Alternative Method: Rolling Ability Scores
The standard method of generating ability scores that’s described above works great if you want to create a perfectly customized, balanced character. But your GM may decide to add a little randomness to character creation and let the dice decide what kind of character the players are going to play. In that case, you can use this alternative method to generate your ability scores. Be warned—the same randomness that makes this system fun also allows it to sometimes create characters that are significantly more (or less) powerful than the standard ability score system and other Pathfinder rules assume.
If your GM opts for rolling ability scores, follow these alternative steps, ignoring all other instructions and guidelines about applying ability boosts and ability flaws throughout the character generation process.
Step 1: Roll and Assign Scores
Roll four 6-sided dice (4d6) and discard the lowest die result.

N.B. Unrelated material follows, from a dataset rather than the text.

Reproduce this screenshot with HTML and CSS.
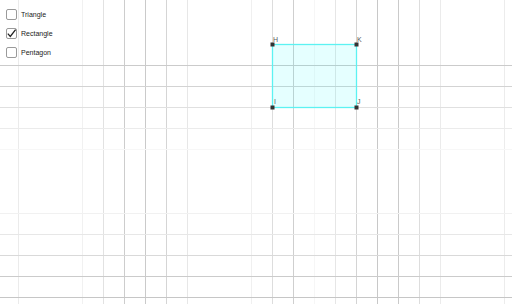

Add the three remaining results together and record the sum. (For example, if you rolled a 2, 4, 5, and 6, you would discard the 2 and your total would be 15.) Repeat this process until you’ve generated six such values. Decide which value you want for each of your ability scores.
Step 2: Assign Ability Boosts and Ability Flaws
Apply the ability boosts your character gains from their ancestry, but your character gets one fewer free ability boost than normal. If your character’s ancestry has any ability flaws, apply those next. Finally, apply one ability boost to one of the ability scores specified in the character’s background (you do not get the other free ability boost).
These ability boosts cannot raise a score above 18. If this would happen, you can put the ability boost into another ability score instead, as if it were a free ability boost, or you can put it into an ability score of 17 to reach 18 and lose the excess increase.
Step 3: Record Scores and Modifiers
Record the final scores and assign the ability modifiers according to Table 1–1. When your character receives additional ability boosts at higher levels, you assign them as any character would.